Your electrical systems are probably seeing substantially reduced loads at this time, but with low loads, or areas completely shut off, this might also be a great time to perform those long deferred preventative maintenance projects or repairs. In many areas, contractors are still allowed to perform repairs and maintenance. Tighten connections in panel boards, clean dusty switch gear internals, or enter electrical vaults and service equipment that has not been turned off in years. Also remember to continue to test and exercise your emergency generators to keep them ready to go.


Secure openings into the building, perhaps reinforcing most entrances to reduce to one singular access point. Consider periodic walk throughs (daily or maybe weekly) to address any new issues (roof leaks, break ins, etc.). Camera systems should be reviewed, is data saved off site or will it need to be periodically transferred from onsite digital storage (typical limits of 30 days or so) to offsite storage? Security as well as fire alarm systems will need to remain operational while the building is unoccupied. Do not turn off fire alarms without discussing with the local authority having jurisdiction (AHJ) and checking with your insurance carrier.
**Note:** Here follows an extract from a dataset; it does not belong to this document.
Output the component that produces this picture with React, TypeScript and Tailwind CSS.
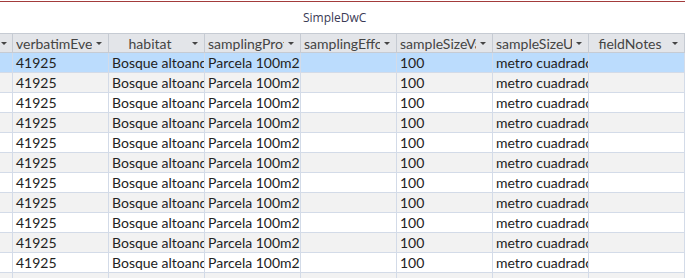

The practices for shutting down and restarting an elevator are determined by the American Society of Mechanical Engineers (ASME) A17.1 Safety Code for Elevators and Escalators or the local elevator safety code. For this reason, it is desirable that the applicable local elevator safety commission be contacted to ensure that the procedures for that jurisdiction are followed for shutting down and restarting.

Your building may not have ever been shut down for this long before, so be vigilant for systems that could be stressed after being idle when they are restarted. These are challenging times, but also present an opportunity to take advantage of the time to get some maintenance done, or possibly a deep thorough cleaning or repairs, but most importantly to prepare your buildings to be occupied again.

1 New England Journal of Medicine, Aerosol and Surface Stability of SARS-COV-2 as Compared with SARS-CoV-1.

Peters, P.E., MAC, CEICC, is a vice president with Rimkus Consulting Group an international forensic engineering company. He is a licensed Professional Engineer, Mold Assessment Consultant and Council-certified Environmental Infection Control Consultant with over 20 years’ experience designing and operating very large healthcare facilities and nearly 20 years as a forensic consultant.